- _What you should do_: Copy out the material below in full, but not its images.

- _Data block_:
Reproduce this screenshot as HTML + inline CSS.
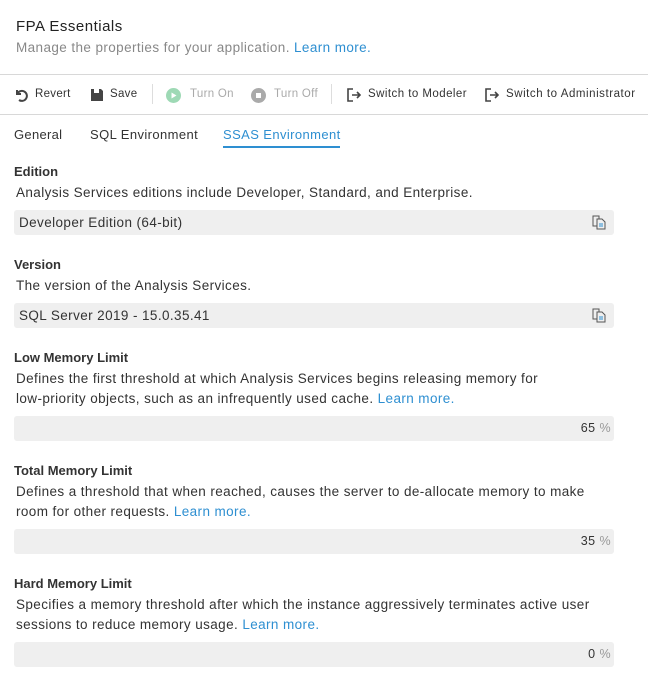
<!DOCTYPE html>
<html><head><style>
*{margin:0;padding:0;box-sizing:border-box}
body{width:648px;height:682px;background:#fff;font-family:"Liberation Sans",sans-serif;color:#333;position:relative;overflow:hidden}
.a{position:absolute;white-space:nowrap;line-height:16px}
.t{font-size:15px;color:#222;letter-spacing:0.5px}
.s{font-size:13.5px;color:#888;letter-spacing:0.4px}
.l{color:#2e8fd1}
.tb{font-size:11.5px;color:#333;top:86px;letter-spacing:0.3px}
.dis{color:#aaa}
.lab{font-size:13px;font-weight:bold;color:#333;left:14px}
.d{font-size:13.5px;color:#333;left:16px;letter-spacing:0.4px}
.box{position:absolute;left:14px;width:600px;height:25px;background:#efefef;border-radius:3px;font-size:13.5px;letter-spacing:0.4px;line-height:25px;color:#333}
.box span.v{position:absolute;left:5px}
.box .r{position:absolute;right:3px;font-size:12.5px}
.box .r b{font-weight:normal;color:#999;margin-left:4px}
.hr{position:absolute;left:0;width:648px;height:1px;background:#d8d8d8}
.ico{position:absolute;top:88px}
</style></head><body>
<div class="a t" style="left:16px;top:19px">FPA Essentials</div>
<div class="a s" style="left:16px;top:40px">Manage the properties for your application. <span class="l">Learn more.</span></div>
<div class="hr" style="top:74px"></div>
<div class="hr" style="top:114px"></div>
<svg class="ico" style="left:14px" width="14" height="14" viewBox="0 0 14 14"><path d="M3 2v4h4M3.5 5.5A5 5 0 1 1 5 12" fill="none" stroke="#444" stroke-width="2"/></svg>
<div class="a tb" style="left:35px">Revert</div>
<svg class="ico" style="left:90px" width="14" height="14" viewBox="0 0 14 14"><path d="M1 1h10l2 2v10H1z" fill="#444"/><rect x="4" y="1" width="5" height="4" fill="#fff"/></svg>
<div class="a tb" style="left:110px">Save</div>
<div style="position:absolute;left:152px;top:84px;width:1px;height:20px;background:#ddd"></div>
<svg class="ico" style="left:166px" width="15" height="15" viewBox="0 0 15 15"><circle cx="7.5" cy="7.5" r="7.5" fill="#9ed9b5"/><path d="M5.5 4.5l5 3-5 3z" fill="#fff"/></svg>
<div class="a tb dis" style="left:190px">Turn On</div>
<svg class="ico" style="left:251px" width="15" height="15" viewBox="0 0 15 15"><circle cx="7.5" cy="7.5" r="7.5" fill="#aaa"/><rect x="5" y="5" width="5" height="5" fill="#fff"/></svg>
<div class="a tb dis" style="left:274px">Turn Off</div>
<div style="position:absolute;left:331px;top:84px;width:1px;height:20px;background:#ddd"></div>
<svg class="ico" style="left:347px" width="14" height="14" viewBox="0 0 14 14"><path d="M6 1H1v12h5M5 7h8M10 4l3 3-3 3" fill="none" stroke="#444" stroke-width="1.6"/></svg>
<div class="a tb" style="left:368px;letter-spacing:0.45px">Switch to Modeler</div>
<svg class="ico" style="left:485px" width="14" height="14" viewBox="0 0 14 14"><path d="M6 1H1v12h5M5 7h8M10 4l3 3-3 3" fill="none" stroke="#444" stroke-width="1.6"/></svg>
<div class="a tb" style="left:506px;letter-spacing:0.55px">Switch to Administrator</div>
<div class="a" style="left:14px;top:127px;font-size:13px;color:#333;letter-spacing:0.3px">General</div>
<div class="a" style="left:90px;top:127px;font-size:13px;color:#333;letter-spacing:0.4px">SQL Environment</div>
<div class="a" style="left:223px;top:127px;font-size:13px;color:#2e8fd1;letter-spacing:0.4px">SSAS Environment</div>
<div style="position:absolute;left:223px;top:146px;width:117px;height:2px;background:#2e8fd1"></div>

<div class="a lab" style="top:164px">Edition</div>
<div class="a d" style="top:185px">Analysis Services editions include Developer, Standard, and Enterprise.</div>
<div class="box" style="top:210px"><span class="v">Developer Edition (64-bit)</span>
<svg style="position:absolute;right:8px;top:5px" width="14" height="15" viewBox="0 0 14 15"><path d="M1 1h6v10H1z" fill="none" stroke="#555"/><path d="M5 4h5l3 3v7H5z" fill="#efefef" stroke="#555"/><path d="M7 9h4M7 11h4" stroke="#2e8fd1"/></svg></div>

<div class="a lab" style="top:257px">Version</div>
<div class="a d" style="top:278px">The version of the Analysis Services.</div>
<div class="box" style="top:303px"><span class="v">SQL Server 2019 - 15.0.35.41</span>
<svg style="position:absolute;right:8px;top:5px" width="14" height="15" viewBox="0 0 14 15"><path d="M1 1h6v10H1z" fill="none" stroke="#555"/><path d="M5 4h5l3 3v7H5z" fill="#efefef" stroke="#555"/><path d="M7 9h4M7 11h4" stroke="#2e8fd1"/></svg></div>

<div class="a lab" style="top:350px">Low Memory Limit</div>
<div class="a d" style="top:371px">Defines the first threshold at which Analysis Services begins releasing memory for</div>
<div class="a d" style="top:391px">low-priority objects, such as an infrequently used cache. <span class="l">Learn more.</span></div>
<div class="box" style="top:416px"><span class="r">65<b>%</b></span></div>

<div class="a lab" style="top:463px">Total Memory Limit</div>
<div class="a d" style="top:484px">Defines a threshold that when reached, causes the server to de-allocate memory to make</div>
<div class="a d" style="top:504px">room for other requests. <span class="l">Learn more.</span></div>
<div class="box" style="top:529px"><span class="r">35<b>%</b></span></div>

<div class="a lab" style="top:576px">Hard Memory Limit</div>
<div class="a d" style="top:597px">Specifies a memory threshold after which the instance aggressively terminates active user</div>
<div class="a d" style="top:617px">sessions to reduce memory usage. <span class="l">Learn more.</span></div>
<div class="box" style="top:642px"><span class="r">0<b>%</b></span></div>
</body></html>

- _Result_:
Reproduce this screenshot as HTML + inline CSS.
<!DOCTYPE html>
<html><head><style>
*{margin:0;padding:0;box-sizing:border-box}
body{width:648px;height:682px;background:#fff;font-family:"Liberation Sans",sans-serif;color:#333;position:relative;overflow:hidden}
.a{position:absolute;white-space:nowrap;line-height:16px}
.t{font-size:15px;color:#222;letter-spacing:0.5px}
.s{font-size:13.5px;color:#888;letter-spacing:0.4px}
.l{color:#2e8fd1}
.tb{font-size:11.5px;color:#333;top:86px;letter-spacing:0.3px}
.dis{color:#aaa}
.lab{font-size:13px;font-weight:bold;color:#333;left:14px}
.d{font-size:13.5px;color:#333;left:16px;letter-spacing:0.4px}
.box{position:absolute;left:14px;width:600px;height:25px;background:#efefef;border-radius:3px;font-size:13.5px;letter-spacing:0.4px;line-height:25px;color:#333}
.box span.v{position:absolute;left:5px}
.box .r{position:absolute;right:3px;font-size:12.5px}
.box .r b{font-weight:normal;color:#999;margin-left:4px}
.hr{position:absolute;left:0;width:648px;height:1px;background:#d8d8d8}
.ico{position:absolute;top:88px}
</style></head><body>
<div class="a t" style="left:16px;top:19px">FPA Essentials</div>
<div class="a s" style="left:16px;top:40px">Manage the properties for your application. <span class="l">Learn more.</span></div>
<div class="hr" style="top:74px"></div>
<div class="hr" style="top:114px"></div>
<svg class="ico" style="left:14px" width="14" height="14" viewBox="0 0 14 14"><path d="M3 2v4h4M3.5 5.5A5 5 0 1 1 5 12" fill="none" stroke="#444" stroke-width="2"/></svg>
<div class="a tb" style="left:35px">Revert</div>
<svg class="ico" style="left:90px" width="14" height="14" viewBox="0 0 14 14"><path d="M1 1h10l2 2v10H1z" fill="#444"/><rect x="4" y="1" width="5" height="4" fill="#fff"/></svg>
<div class="a tb" style="left:110px">Save</div>
<div style="position:absolute;left:152px;top:84px;width:1px;height:20px;background:#ddd"></div>
<svg class="ico" style="left:166px" width="15" height="15" viewBox="0 0 15 15"><circle cx="7.5" cy="7.5" r="7.5" fill="#9ed9b5"/><path d="M5.5 4.5l5 3-5 3z" fill="#fff"/></svg>
<div class="a tb dis" style="left:190px">Turn On</div>
<svg class="ico" style="left:251px" width="15" height="15" viewBox="0 0 15 15"><circle cx="7.5" cy="7.5" r="7.5" fill="#aaa"/><rect x="5" y="5" width="5" height="5" fill="#fff"/></svg>
<div class="a tb dis" style="left:274px">Turn Off</div>
<div style="position:absolute;left:331px;top:84px;width:1px;height:20px;background:#ddd"></div>
<svg class="ico" style="left:347px" width="14" height="14" viewBox="0 0 14 14"><path d="M6 1H1v12h5M5 7h8M10 4l3 3-3 3" fill="none" stroke="#444" stroke-width="1.6"/></svg>
<div class="a tb" style="left:368px;letter-spacing:0.45px">Switch to Modeler</div>
<svg class="ico" style="left:485px" width="14" height="14" viewBox="0 0 14 14"><path d="M6 1H1v12h5M5 7h8M10 4l3 3-3 3" fill="none" stroke="#444" stroke-width="1.6"/></svg>
<div class="a tb" style="left:506px;letter-spacing:0.55px">Switch to Administrator</div>
<div class="a" style="left:14px;top:127px;font-size:13px;color:#333;letter-spacing:0.3px">General</div>
<div class="a" style="left:90px;top:127px;font-size:13px;color:#333;letter-spacing:0.4px">SQL Environment</div>
<div class="a" style="left:223px;top:127px;font-size:13px;color:#2e8fd1;letter-spacing:0.4px">SSAS Environment</div>
<div style="position:absolute;left:223px;top:146px;width:117px;height:2px;background:#2e8fd1"></div>

<div class="a lab" style="top:164px">Edition</div>
<div class="a d" style="top:185px">Analysis Services editions include Developer, Standard, and Enterprise.</div>
<div class="box" style="top:210px"><span class="v">Developer Edition (64-bit)</span>
<svg style="position:absolute;right:8px;top:5px" width="14" height="15" viewBox="0 0 14 15"><path d="M1 1h6v10H1z" fill="none" stroke="#555"/><path d="M5 4h5l3 3v7H5z" fill="#efefef" stroke="#555"/><path d="M7 9h4M7 11h4" stroke="#2e8fd1"/></svg></div>

<div class="a lab" style="top:257px">Version</div>
<div class="a d" style="top:278px">The version of the Analysis Services.</div>
<div class="box" style="top:303px"><span class="v">SQL Server 2019 - 15.0.35.41</span>
<svg style="position:absolute;right:8px;top:5px" width="14" height="15" viewBox="0 0 14 15"><path d="M1 1h6v10H1z" fill="none" stroke="#555"/><path d="M5 4h5l3 3v7H5z" fill="#efefef" stroke="#555"/><path d="M7 9h4M7 11h4" stroke="#2e8fd1"/></svg></div>

<div class="a lab" style="top:350px">Low Memory Limit</div>
<div class="a d" style="top:371px">Defines the first threshold at which Analysis Services begins releasing memory for</div>
<div class="a d" style="top:391px">low-priority objects, such as an infrequently used cache. <span class="l">Learn more.</span></div>
<div class="box" style="top:416px"><span class="r">65<b>%</b></span></div>

<div class="a lab" style="top:463px">Total Memory Limit</div>
<div class="a d" style="top:484px">Defines a threshold that when reached, causes the server to de-allocate memory to make</div>
<div class="a d" style="top:504px">room for other requests. <span class="l">Learn more.</span></div>
<div class="box" style="top:529px"><span class="r">35<b>%</b></span></div>

<div class="a lab" style="top:576px">Hard Memory Limit</div>
<div class="a d" style="top:597px">Specifies a memory threshold after which the instance aggressively terminates active user</div>
<div class="a d" style="top:617px">sessions to reduce memory usage. <span class="l">Learn more.</span></div>
<div class="box" style="top:642px"><span class="r">0<b>%</b></span></div>
</body></html>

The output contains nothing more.